[Dataset rows]
[start]

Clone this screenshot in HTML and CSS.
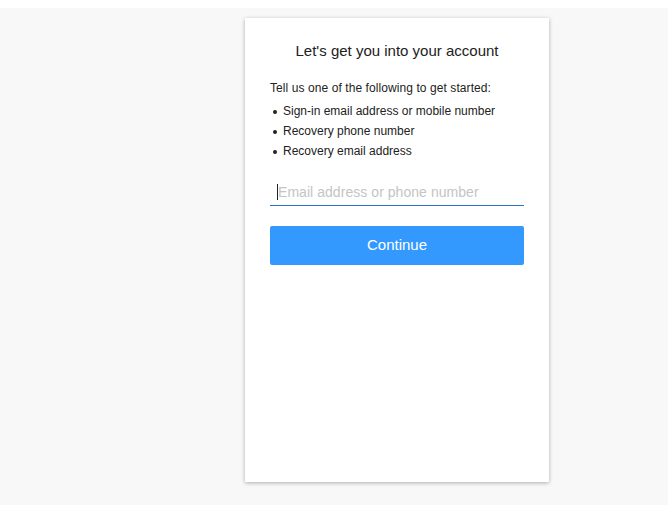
FILE: index.html
```html
<!DOCTYPE html>
<html>
<head>
<meta charset="utf-8">
<link rel="stylesheet" href="styles.css">
</head>
<body>
<div class="page">
  <div class="card">
    <h1 class="title">Let's get you into your account</h1>
    <p class="intro">Tell us one of the following to get started:</p>
    <ul class="options">
      <li>Sign-in email address or mobile number</li>
      <li>Recovery phone number</li>
      <li>Recovery email address</li>
    </ul>
    <div class="field">
      <span class="caret"></span><span class="placeholder">Email address or phone number</span>
    </div>
    <button class="continue">Continue</button>
  </div>
</div>
</body>
</html>
```
FILE: styles.css
```css
html, body {
  margin: 0;
  padding: 0;
  background: #ffffff;
  font-family: "Liberation Sans", Arial, sans-serif;
  color: #222;
}
.page {
  margin-top: 8px;
  min-height: calc(100vh - 8px);
  background: #f8f8f8;
  padding: 10px 0 0 245px;
  box-sizing: border-box;
}
.card {
  width: 304px;
  height: 464px;
  background: #fff;
  box-shadow: 0 1px 4px rgba(0,0,0,0.3);
  padding: 24px 25px 0 25px;
  box-sizing: border-box;
}
.title {
  margin: 0;
  font-size: 15px;
  font-weight: normal;
  text-align: center;
  line-height: 18px;
  color: #222;
}
.intro {
  margin: 20px 0 0 0;
  font-size: 12px;
  line-height: 16px;
  letter-spacing: 0.08px;
  color: #222;
}
.options {
  list-style: none;
  margin: 5px 0 0 0;
  padding: 0;
  font-size: 12px;
}
.options li {
  line-height: 20px;
  padding-left: 13px;
  position: relative;
}
.options li::before {
  content: "";
  position: absolute;
  left: 3px;
  top: 9px;
  width: 4px;
  height: 4px;
  border-radius: 50%;
  background: #222;
}
.field {
  margin-top: 20px;
  height: 25px;
  padding-bottom: 2px;
  box-sizing: border-box;
  border-bottom: 1px solid #2a72c4;
  display: flex;
  align-items: center;
  padding-left: 7px;
  font-size: 14px;
}
.caret {
  width: 1px;
  height: 16px;
  background: #222;
}
.placeholder {
  color: #c4c4c4;
  letter-spacing: 0.05px;
}
.continue {
  display: block;
  margin-top: 20px;
  width: 254px;
  height: 39px;
  border: none;
  border-radius: 2px;
  background: #3399ff;
  color: #fff;
  font-family: "Liberation Sans", Arial, sans-serif;
  font-size: 15px;
  padding: 0 0 2px 0;
}
```
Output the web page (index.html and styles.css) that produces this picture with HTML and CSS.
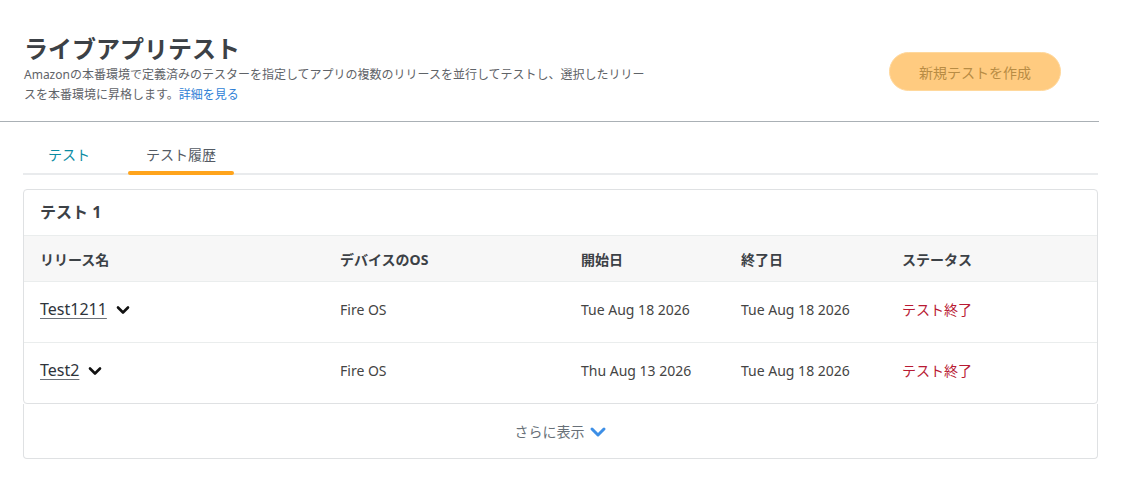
FILE: index.html
```html
<!DOCTYPE html>
<html lang="ja">
<head>
<meta charset="utf-8">
<title>ライブアプリテスト</title>
<link rel="stylesheet" href="styles.css">
</head>
<body>
<div class="page">
  <header class="page-header">
    <div class="intro">
      <h1 class="title">ライブアプリテスト</h1>
      <p class="desc">Amazonの本番環境で定義済みのテスターを指定してアプリの複数のリリースを並行してテストし、選択したリリー<br>スを本番環境に昇格します。<a class="link" href="#">詳細を見る</a></p>
    </div>
    <button class="btn-create" type="button">新規テストを作成</button>
  </header>

  <nav class="tabs">
    <a class="tab" href="#">テスト</a>
    <a class="tab active" href="#">テスト履歴</a>
  </nav>

  <section class="card">
    <h2 class="card-title">テスト 1</h2>
    <div class="row head">
      <div>リリース名</div>
      <div>デバイスのOS</div>
      <div>開始日</div>
      <div>終了日</div>
      <div>ステータス</div>
    </div>
    <div class="row">
      <div class="name"><a href="#">Test1211</a><svg class="chev" width="14" height="10" viewBox="0 0 14 10"><path d="M2 2.5 L7 7.5 L12 2.5" fill="none" stroke="#111" stroke-width="2.6" stroke-linecap="round" stroke-linejoin="round"/></svg></div>
      <div>Fire OS</div>
      <div>Tue Aug 18 2026</div>
      <div>Tue Aug 18 2026</div>
      <div class="status">テスト終了</div>
    </div>
    <div class="row last">
      <div class="name"><a href="#">Test2</a><svg class="chev" width="14" height="10" viewBox="0 0 14 10"><path d="M2 2.5 L7 7.5 L12 2.5" fill="none" stroke="#111" stroke-width="2.6" stroke-linecap="round" stroke-linejoin="round"/></svg></div>
      <div>Fire OS</div>
      <div>Thu Aug 13 2026</div>
      <div>Tue Aug 18 2026</div>
      <div class="status">テスト終了</div>
    </div>
  </section>
  <div class="more">
    <span>さらに表示</span>
    <svg class="more-chev" width="18" height="12" viewBox="0 0 18 12"><path d="M3 3 L9 9 L15 3" fill="none" stroke="#3d8fe6" stroke-width="3" stroke-linecap="round" stroke-linejoin="round"/></svg>
  </div>
</div>
</body>
</html>
```

FILE: styles.css
```css
* { box-sizing: border-box; }
body {
  margin: 0;
  background: #fff;
  font-family: "Noto Sans", "Noto Sans CJK JP", sans-serif;
  color: #444;
}
.page { width: 1099px; }

.page-header {
  display: flex;
  justify-content: space-between;
  align-items: flex-start;
  padding: 33px 38px 16px 24px;
  border-bottom: 1px solid #aab0b5;
}
.title {
  margin: 0;
  font-size: 24px;
  line-height: 32px;
  font-weight: 700;
  color: #3c4146;
}
.desc {
  margin: 0;
  font-size: 12px;
  line-height: 20px;
  color: #5f6368;
  white-space: nowrap;
}
.link { color: #2f7fd6; text-decoration: none; }
.btn-create {
  margin-top: 19px;
  width: 172px;
  height: 39px;
  border: 1px solid #ffd89c;
  border-radius: 20px;
  background: #ffcb80;
  color: #b88c44;
  font-family: inherit;
  font-size: 14px;
}

.tabs {
  display: flex;
  margin: 19px 1px 0 23px;
  padding-left: 7px;
  gap: 20px;
  border-bottom: 2px solid #e9ebed;
}
.tab {
  position: relative;
  padding: 0 18px 4px;
  line-height: 28px;
  font-size: 14px;
  color: #0b8ca3;
  text-decoration: none;
}
.tab.active { color: #545b64; }
.tab.active::after {
  content: "";
  position: absolute;
  left: 0;
  right: 0;
  bottom: -2px;
  height: 4px;
  border-radius: 2px;
  background: #ffa41c;
}

.card {
  margin: 14px 1px 0 23px;
  border: 1px solid #dfe1e3;
  border-radius: 4px;
}
.card-title {
  margin: 0;
  padding-left: 16px;
  line-height: 45px;
  font-size: 16px;
  font-weight: 700;
  color: #3c4146;
}
.row {
  display: grid;
  grid-template-columns: 300px 241px 160px 161px 1fr;
  align-items: center;
  padding: 0 0 6px 16px;
  height: 61px;
  border-bottom: 1px solid #eaeded;
  font-size: 14px;
  color: #444;
}
.row.last { border-bottom: 0; height: 60px; }
.row.head {
  height: 47px;
  padding-bottom: 0;
  background: #f7f7f7;
  border-top: 1px solid #eaeded;
  font-weight: 700;
  color: #3c4146;
}
.name { display: flex; align-items: center; gap: 9px; }
.name a {
  font-size: 16px;
  color: #2e343b;
  text-decoration: underline;
  text-decoration-color: #6b7178;
  text-decoration-thickness: 1px;
  text-underline-offset: 3px;
}
.chev { display: block; margin-top: 2px; }
.status { color: #b81a33; }

.more {
  margin: 0 1px 0 23px;
  height: 55px;
  display: flex;
  align-items: center;
  justify-content: center;
  gap: 4px;
  border: 1px solid #dfe1e3;
  border-top: 0;
  border-radius: 0 0 4px 4px;
  font-size: 14px;
  color: #687078;
}
.more-chev { display: block; margin-top: 1px; }
```
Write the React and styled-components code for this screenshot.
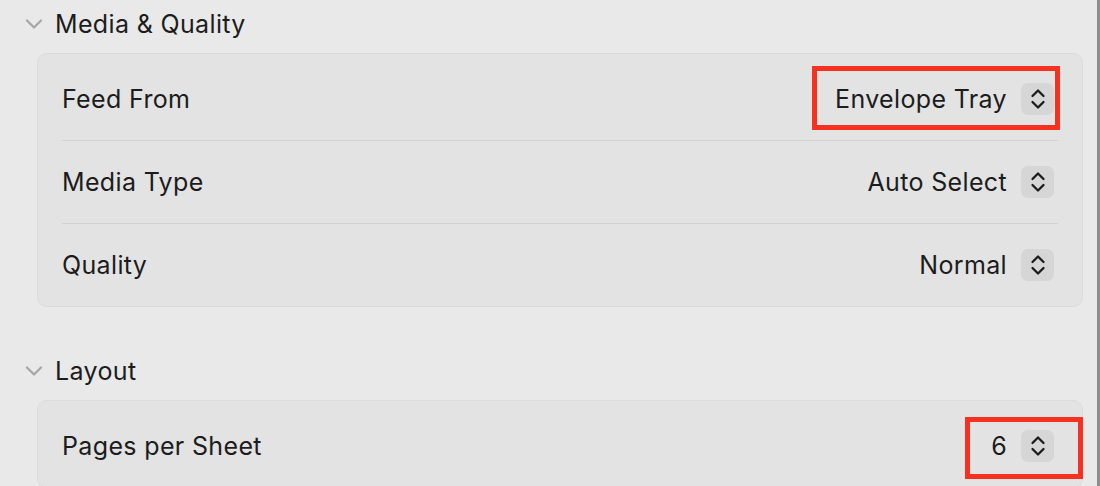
import React from 'react';
import styled, { createGlobalStyle } from 'styled-components';

const GlobalStyle = createGlobalStyle`
  html, body {
    margin: 0;
    padding: 0;
    background: #e9e9e9;
  }
  body {
    font-family: Inter, "Noto Sans", "Liberation Sans", sans-serif;
    color: #1c1c1c;
    -webkit-font-smoothing: antialiased;
  }
`;

const Window = styled.div`
  display: flex;
  width: 1100px;
  height: 486px;
  overflow: hidden;
  background: #e9e9e9;
`;

const Pane = styled.div`
  flex: 1;
  padding: 0 14px 0 25px;
`;

const Edge = styled.div`
  width: 3px;
  background: #8c8c8c;
`;

const Section = styled.section`
  & + & {
    margin-top: 40px;
  }
`;

const Header = styled.div`
  display: flex;
  align-items: center;
  height: 48px;
  gap: 12px;
`;

const HeaderTitle = styled.span`
  font-size: 25px;
  letter-spacing: 0.35px;
  color: #1c1c1c;
`;

const Card = styled.div`
  margin: 5px 0 0 12px;
  padding-top: 4px;
  background: #e3e3e3;
  border: 1px solid #dbdbdb;
  border-radius: 10px;
`;

const Row = styled.div`
  display: flex;
  align-items: center;
  justify-content: space-between;
  margin: 0 24px;
  border-bottom: 1px solid ${p => (p.$last ? 'transparent' : '#d2d2d2')};
  box-sizing: border-box;
  height: ${p => (p.$last ? 82 : 83)}px;
`;

const Label = styled.span`
  font-size: 25px;
  letter-spacing: 0.35px;
  color: #1c1c1c;
`;

const Control = styled.div`
  position: relative;
  display: flex;
  align-items: center;
  gap: 14px;
  margin-right: 4px;
  height: 32px;

  &::after {
    content: '';
    display: ${p => (p.$inset ? 'block' : 'none')};
    position: absolute;
    inset: ${p => p.$inset || '0'};
    border: 5px solid #f7311f;
    pointer-events: none;
  }
`;

const Value = styled.span`
  font-size: 25px;
  letter-spacing: 0.35px;
  color: #1c1c1c;
`;

const Stepper = styled.span`
  display: flex;
  align-items: center;
  justify-content: center;
  width: 33px;
  height: 32px;
  border-radius: 7px;
  background: #d6d6d6;
`;

const Chevron = () => (
  <svg width="18" height="10" viewBox="0 0 18 10">
    <path d="M2 1.5 L9 8.5 L16 1.5" fill="none" stroke="#a6a6a6" strokeWidth="2.2" strokeLinecap="round" strokeLinejoin="round" />
  </svg>
);

const UpDown = () => (
  <svg width="16" height="24" viewBox="0 0 16 24">
    <path d="M2.5 9 L8 3.5 L13.5 9 M2.5 15 L8 20.5 L13.5 15" fill="none" stroke="#1c1c1c" strokeWidth="2.3" strokeLinecap="round" strokeLinejoin="round" />
  </svg>
);

const sections = [
  {
    title: 'Media & Quality',
    rows: [
      { label: 'Feed From', value: 'Envelope Tray', inset: '-17px -6px -15px -23px' },
      { label: 'Media Type', value: 'Auto Select' },
      { label: 'Quality', value: 'Normal' },
    ],
  },
  {
    title: 'Layout',
    rows: [
      { label: 'Pages per Sheet', value: '6', inset: '-13px -29px -17px -26px' },
    ],
  },
];

export default function App() {
  return (
    <Window>
      <GlobalStyle />
      <Pane>
        {sections.map(section => (
          <Section key={section.title}>
            <Header>
              <Chevron />
              <HeaderTitle>{section.title}</HeaderTitle>
            </Header>
            <Card>
              {section.rows.map((row, i) => (
                <Row key={row.label} $last={i === section.rows.length - 1}>
                  <Label>{row.label}</Label>
                  <Control $inset={row.inset}>
                    <Value>{row.value}</Value>
                    <Stepper><UpDown /></Stepper>
                  </Control>
                </Row>
              ))}
            </Card>
          </Section>
        ))}
      </Pane>
      <Edge />
    </Window>
  );
}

[end]

- **GOAL**
Copy each line of the preceding data that contains the string "this".

- **FINAL RESULT**
Clone this screenshot in HTML and CSS.
Output the web page (index.html and styles.css) that produces this picture with HTML and CSS.
Write the React and styled-components code for this screenshot.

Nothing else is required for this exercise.